■ **Exercise requirements**
Look through the data below. Pick out the lines holding the string "index".

BEGIN Information provided

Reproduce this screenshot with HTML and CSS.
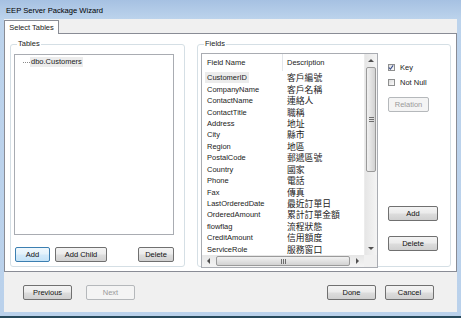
FILE: index.html
```html
<!DOCTYPE html>
<html lang="zh-Hant">
<head>
    <meta charset="UTF-8">
    <meta name="viewport" content="width=device-width, initial-scale=1.0">
    <title>EEP Server Package Wizard</title>
    <link rel="stylesheet" href="styles.css">
</head>
<body>
    <div class="window">
        <div class="titlebar">EEP Server Package Wizard</div>
        <div class="client">
            <div class="tabstrip">
                <div class="tab">Select Tables</div>
            </div>
            <div class="tabpage">
                <div class="group tables">
                    <div class="group-title">Tables</div>
                    <div class="treebox">
                        <div class="tree-item"><span class="tree-line"></span><span class="node">dbo.Customers</span></div>
                    </div>
                    <div class="btn-row">
                        <button class="btn focused w35">Add</button>
                        <button class="btn w52">Add Child</button>
                        <button class="btn w36 push">Delete</button>
                    </div>
                </div>
                <div class="group fields">
                    <div class="group-title">Fields</div>
                    <div class="fields-body">
                        <div class="listview">
                            <div class="lv-main">
                                <div class="lv-header">
                                    <span class="col1">Field Name</span>
                                    <span class="col2">Description</span>
                                </div>
                                <div class="lv-rows">
                                    <div class="row"><span class="col1"><span class="cur">CustomerID</span></span><span class="col2">客戶編號</span></div>
                                    <div class="row"><span class="col1">CompanyName</span><span class="col2">客戶名稱</span></div>
                                    <div class="row"><span class="col1">ContactName</span><span class="col2">連絡人</span></div>
                                    <div class="row"><span class="col1">ContactTitle</span><span class="col2">職稱</span></div>
                                    <div class="row"><span class="col1">Address</span><span class="col2">地址</span></div>
                                    <div class="row"><span class="col1">City</span><span class="col2">縣市</span></div>
                                    <div class="row"><span class="col1">Region</span><span class="col2">地區</span></div>
                                    <div class="row"><span class="col1">PostalCode</span><span class="col2">郵遞區號</span></div>
                                    <div class="row"><span class="col1">Country</span><span class="col2">國家</span></div>
                                    <div class="row"><span class="col1">Phone</span><span class="col2">電話</span></div>
                                    <div class="row"><span class="col1">Fax</span><span class="col2">傳真</span></div>
                                    <div class="row"><span class="col1">LastOrderedDate</span><span class="col2">最近訂單日</span></div>
                                    <div class="row"><span class="col1">OrderedAmount</span><span class="col2">累計訂單金額</span></div>
                                    <div class="row"><span class="col1">flowflag</span><span class="col2">流程狀態</span></div>
                                    <div class="row"><span class="col1">CreditAmount</span><span class="col2">信用額度</span></div>
                                    <div class="row"><span class="col1">ServiceRole</span><span class="col2">服務窗口</span></div>
                                </div>
                            </div>
                            <div class="vscroll">
                                <div class="arrow"><span class="tri up"></span></div>
                                <div class="vthumb"><span class="grip-h"></span></div>
                                <div class="vtrack"></div>
                                <div class="arrow"><span class="tri down"></span></div>
                            </div>
                            <div class="hscroll">
                                <div class="harrow"><span class="tri left"></span></div>
                                <div class="hthumb"><span class="grip-v"></span></div>
                                <div class="harrow"><span class="tri right"></span></div>
                            </div>
                            <div class="corner"></div>
                        </div>
                        <div class="side">
                            <label class="check"><span class="box checked">
                                <svg width="7" height="7" viewBox="0 0 7 7"><path d="M1 3.5 L2.8 5.5 L6 1" fill="none" stroke="#3b4f8c" stroke-width="1.3"/></svg>
                            </span>Key</label>
                            <label class="check"><span class="box"></span>Not Null</label>
                            <button class="btn w41 relation" disabled>Relation</button>
                            <button class="btn w50 add2">Add</button>
                            <button class="btn w50 del2">Delete</button>
                        </div>
                    </div>
                </div>
            </div>
            <div class="footer">
                <button class="btn w49">Previous</button>
                <button class="btn w49 next" disabled>Next</button>
                <button class="btn w49 done">Done</button>
                <button class="btn w49 cancel">Cancel</button>
            </div>
        </div>
    </div>
</body>
</html>
```

FILE: styles.css
```css
* {
    box-sizing: border-box;
}
body {
    margin: 0;
    font-family: "Liberation Sans", "Noto Sans CJK TC", sans-serif;
    font-size: 7.5px;
    color: #222;
}
.window {
    width: 461px;
    height: 318px;
    display: flex;
    flex-direction: column;
    background: linear-gradient(#a6c1e2, #bcd3ec 19px, #bad1eb);
    border-bottom: 2px solid #27495b;
}
.titlebar {
    height: 19px;
    padding: 2px 0 0 6px;
    display: flex;
    align-items: center;
    font-size: 7.6px;
    color: #000;
}
.client {
    flex: 1;
    margin: 0 4px 4px 4px;
    background: #f0f0f0;
    display: flex;
    flex-direction: column;
}
.tabstrip {
    height: 15px;
    padding-top: 1px;
    margin-bottom: -1px;
    display: flex;
}
.tab {
    position: relative;
    z-index: 1;
    width: 55px;
    height: 14px;
    border: 1px solid #898c95;
    border-bottom: none;
    background: #fff;
    display: flex;
    align-items: center;
    justify-content: center;
    border-radius: 1px 1px 0 0;
}
.tabpage {
    height: 239px;
    border: 1px solid #898c95;
    background: #fff;
    padding: 10px 5px 4px 5px;
    display: flex;
    gap: 12px;
}
.group {
    border: 1px solid #d5dfe5;
    border-radius: 3px;
    display: flex;
    flex-direction: column;
}
.group-title {
    align-self: flex-start;
    margin: -6px 0 0 3px;
    padding: 0 1px;
    line-height: 9px;
    background: #fff;
}
.tables {
    width: 175px;
    padding: 0 10px 4px 3px;
}
.treebox {
    flex: 1;
    margin-top: 6px;
    border: 1px solid #a9acb2;
    background: #fff;
    padding-top: 2px;
}
.tree-item {
    display: flex;
    align-items: center;
    padding-left: 8px;
    height: 10px;
}
.tree-line {
    width: 7px;
    border-top: 1px dotted #8a8a8a;
}
.node {
    background: #ececec;
    padding: 0 1px;
    line-height: 10px;
}
.btn-row {
    margin-top: 12px;
    display: flex;
    padding-left: 1px;
}
.btn {
    font: inherit;
    height: 15px;
    padding: 0;
    color: #111;
    border: 1px solid #707070;
    border-radius: 2px;
    background: linear-gradient(#f3f3f3, #ebebeb 48%, #dddddd 52%, #d0d0d0);
}
.btn:disabled {
    color: #9a9a9a;
    border-color: #b5b8bb;
    background: #f4f4f4;
}
.btn.focused {
    border-color: #3c7fb1;
    background: linear-gradient(#f0f8fd, #e3f2fb 48%, #d3eafa 52%, #c5e3f7);
}
.w35 { width: 35px; }
.w36 { width: 36px; }
.w41 { width: 41px; }
.w49 { width: 49px; }
.w50 { width: 50px; }
.w52 { width: 52px; margin-left: 5px; }
.push { margin-left: auto; }
.fields {
    width: 254px;
    padding: 0 0 2px 3px;
}
.fields-body {
    flex: 1;
    margin-top: 5px;
    display: flex;
}
.listview {
    width: 177px;
    border: 1px solid #a9acb2;
    display: grid;
    grid-template-columns: 1fr 13px;
    grid-template-rows: 1fr 12px;
    overflow: hidden;
}
.lv-main {
    overflow: hidden;
    background: #fff;
}
.lv-header {
    height: 17px;
    display: flex;
    align-items: center;
}
.lv-header .col1 {
    border-right: 1px solid #e3e6ea;
    height: 17px;
    display: flex;
    align-items: center;
}
.lv-rows {
    padding-top: 1px;
}
.row {
    display: flex;
    height: 11.45px;
    align-items: center;
}
.col1 {
    width: 81px;
    flex: none;
    padding-left: 5px;
}
.col2 {
    padding-left: 4px;
}
.row .col2 {
    font-size: 8.8px;
}
.cur {
    background: #ececec;
    margin-left: -2px;
    padding: 0 2px;
    display: inline-block;
    line-height: 11px;
}
.vscroll {
    background: linear-gradient(90deg, #e6e6e6, #f4f4f4);
    display: flex;
    flex-direction: column;
    border-left: 1px solid #ececec;
}
.arrow {
    height: 13px;
    display: flex;
    align-items: center;
    justify-content: center;
}
.vthumb {
    height: 105px;
    margin: 0 1px;
    border: 1px solid #9a9a9a;
    border-radius: 2px;
    background: linear-gradient(90deg, #f1f1f1, #e2e2e2 50%, #d2d2d2);
    display: flex;
    align-items: center;
    justify-content: center;
}
.vtrack {
    flex: 1;
}
.grip-h {
    width: 5px;
    height: 5px;
    background: repeating-linear-gradient(#6e6e6e 0 1px, transparent 1px 2px);
}
.hscroll {
    background: linear-gradient(#e6e6e6, #f4f4f4);
    display: flex;
    align-items: stretch;
}
.harrow {
    width: 13px;
    display: flex;
    align-items: center;
    justify-content: center;
}
.hthumb {
    width: 134px;
    margin: 1px 1px;
    border: 1px solid #9a9a9a;
    border-radius: 2px;
    background: linear-gradient(#f1f1f1, #e2e2e2 50%, #d2d2d2);
    display: flex;
    align-items: center;
    justify-content: center;
}
.grip-v {
    width: 5px;
    height: 5px;
    background: repeating-linear-gradient(90deg, #6e6e6e 0 1px, transparent 1px 2px);
}
.corner {
    background: #f0f0f0;
}
.tri {
    width: 0;
    height: 0;
    border: 3px solid transparent;
}
.tri.up { border-bottom-color: #505050; border-top-width: 0; }
.tri.down { border-top-color: #505050; border-bottom-width: 0; }
.tri.left { border-right-color: #505050; border-left-width: 0; }
.tri.right { border-left-color: #505050; border-right-width: 0; }
.side {
    margin-left: 10px;
    width: 50px;
    display: flex;
    flex-direction: column;
    align-items: flex-start;
    padding: 9px 0 17px 0;
}
.check {
    height: 10px;
    display: flex;
    align-items: center;
    gap: 5px;
    margin-bottom: 5px;
}
.box {
    width: 7px;
    height: 7px;
    border: 1px solid #8e8f8f;
    background: linear-gradient(135deg, #dcdcdc, #fbfbfb);
    display: flex;
}
.box svg {
    margin: -1px 0 0 -1px;
}
.relation {
    margin-top: 5px;
}
.add2 {
    margin-top: auto;
}
.del2 {
    margin-top: 15px;
}
.footer {
    flex: 1;
    display: flex;
    align-items: flex-start;
    padding: 13px 23px 0 19px;
}
.next {
    margin-left: 14px;
}
.done {
    margin-left: auto;
}
.cancel {
    margin-left: 9px;
}
```
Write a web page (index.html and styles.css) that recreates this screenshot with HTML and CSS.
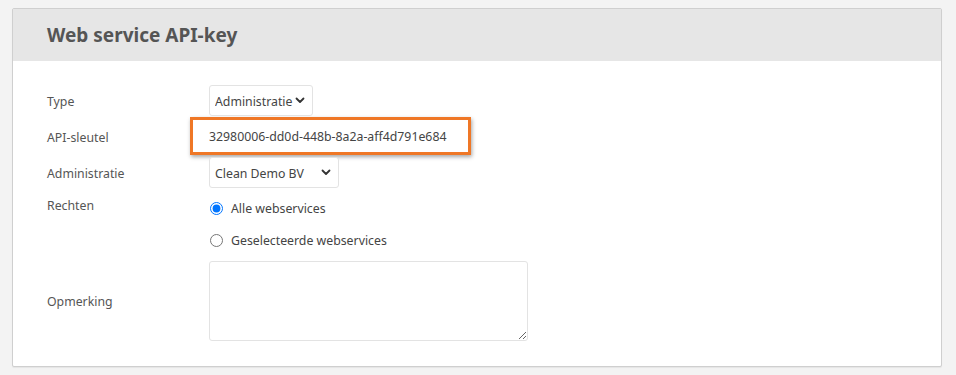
FILE: index.html
```html
<!DOCTYPE html>
<html lang="nl">

<head>
    <meta charset="UTF-8">
    <meta name="viewport" content="width=device-width, initial-scale=1.0">
    <title>Web service API-key</title>
    <link rel="stylesheet" href="styles.css">
</head>

<body>
    <div class="panel">
        <div class="panel-head">
            <h2>Web service API-key</h2>
        </div>
        <div class="panel-body">
            <div class="form-row">
                <label>Type</label>
                <div class="select-wrap type-select">
                    <select>
                        <option>Administratie</option>
                    </select>
                    <svg class="chevron" width="10" height="7" viewBox="0 0 10 7"><path d="M1.5 1.5 5 5l3.5-3.5" fill="none" stroke="#333" stroke-width="1.8" stroke-linecap="round" stroke-linejoin="round"/></svg>
                </div>
            </div>
            <div class="form-row">
                <label>API-sleutel</label>
                <div class="key-box">32980006-dd0d-448b-8a2a-aff4d791e684</div>
            </div>
            <div class="form-row">
                <label>Administratie</label>
                <div class="select-wrap admin-select">
                    <select>
                        <option>Clean Demo BV</option>
                    </select>
                    <svg class="chevron" width="10" height="7" viewBox="0 0 10 7"><path d="M1.5 1.5 5 5l3.5-3.5" fill="none" stroke="#333" stroke-width="1.8" stroke-linecap="round" stroke-linejoin="round"/></svg>
                </div>
            </div>
            <div class="form-row rights">
                <label>Rechten</label>
                <div class="radios">
                    <label class="radio"><input type="radio" name="rechten" checked> Alle webservices</label>
                    <label class="radio"><input type="radio" name="rechten"> Geselecteerde webservices</label>
                </div>
            </div>
            <div class="form-row">
                <label>Opmerking</label>
                <textarea></textarea>
            </div>
        </div>
    </div>
</body>

</html>
```

FILE: styles.css
```css
html,
body {
    margin: 0;
    padding: 0;
    background: #f3f3f3;
    font-family: "Noto Sans", "Open Sans", sans-serif;
    font-size: 12.3px;
    color: #555;
}

body {
    padding: 8px 14px 10px 12px;
}

.panel {
    background: #fff;
    border: 1px solid #cfcfcf;
    border-radius: 2px;
    box-shadow: 0 1px 1px rgba(0, 0, 0, 0.06);
}

.panel-head {
    background: #e6e6e6;
    height: 52px;
    padding-left: 34px;
    display: flex;
    align-items: center;
}

.panel-head h2 {
    margin: 0;
    font-size: 19px;
    font-weight: bold;
    color: #555;
}

.panel-body {
    padding: 24px 34px 25px;
    display: flex;
    flex-direction: column;
    gap: 5px;
}

.form-row {
    display: flex;
    align-items: center;
    min-height: 31px;
}

.form-row > label {
    width: 162px;
    flex-shrink: 0;
    padding-top: 1px;
}

.select-wrap {
    position: relative;
    height: 31px;
}

.select-wrap select {
    appearance: none;
    -webkit-appearance: none;
    height: 31px;
    border: 1px solid #e3e3e3;
    border-radius: 3px;
    background: #fff;
    font-family: inherit;
    font-size: 12.3px;
    color: #444;
    padding: 1px 18px 0 5px;
    outline: none;
}

.type-select select {
    width: 104px;
}

.admin-select select {
    width: 130px;
}

.chevron {
    position: absolute;
    right: 8px;
    top: 12px;
    pointer-events: none;
}

.key-box {
    margin: -4px 0 -3px -19px;
    width: 281px;
    height: 38px;
    box-sizing: border-box;
    border: 3px solid #ef7726;
    box-shadow: 1px 2px 4px rgba(0, 0, 0, 0.35);
    padding-left: 16px;
    display: flex;
    align-items: center;
    color: #444;
    background: #fff;
}

.form-row.rights {
    align-items: flex-start;
}

.form-row.rights > label {
    line-height: 24px;
}

.radios {
    display: flex;
    flex-direction: column;
}

.radio {
    display: flex;
    align-items: center;
    height: 31px;
    color: #444;
}

.radio:last-child {
    height: 32px;
}

.radio input {
    margin: 0 8px 0 1px;
    width: 13px;
    height: 13px;
}

textarea {
    width: 319px;
    height: 80px;
    box-sizing: border-box;
    border: 1px solid #e3e3e3;
    border-radius: 3px;
    margin: 0;
    font-family: inherit;
    outline: none;
}
```
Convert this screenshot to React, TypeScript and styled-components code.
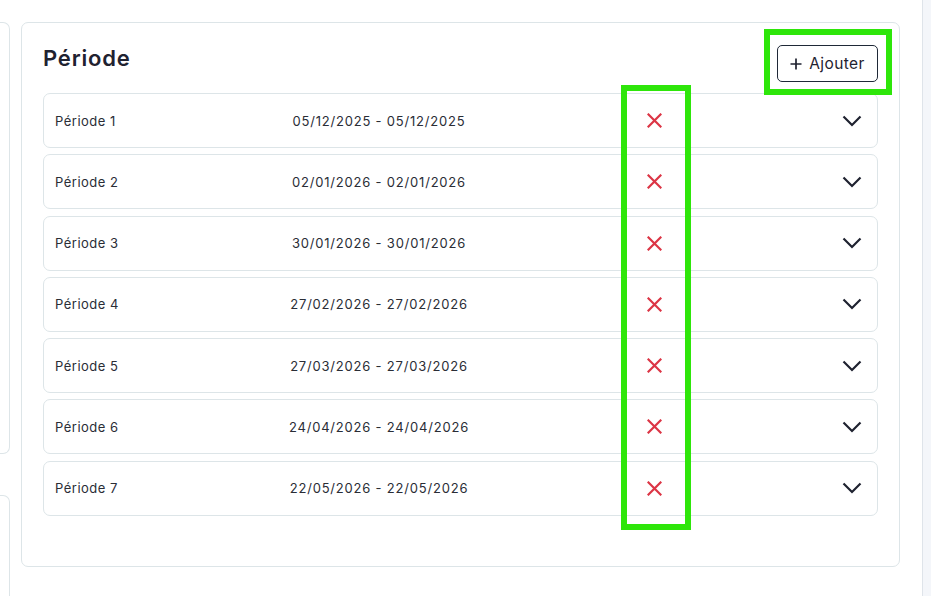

END Information provided

■ **Response to the exercise**
FILE: index.html
    z-index: 1;
Write a web page (index.html and styles.css) that recreates this screenshot with HTML and CSS.
FILE: index.html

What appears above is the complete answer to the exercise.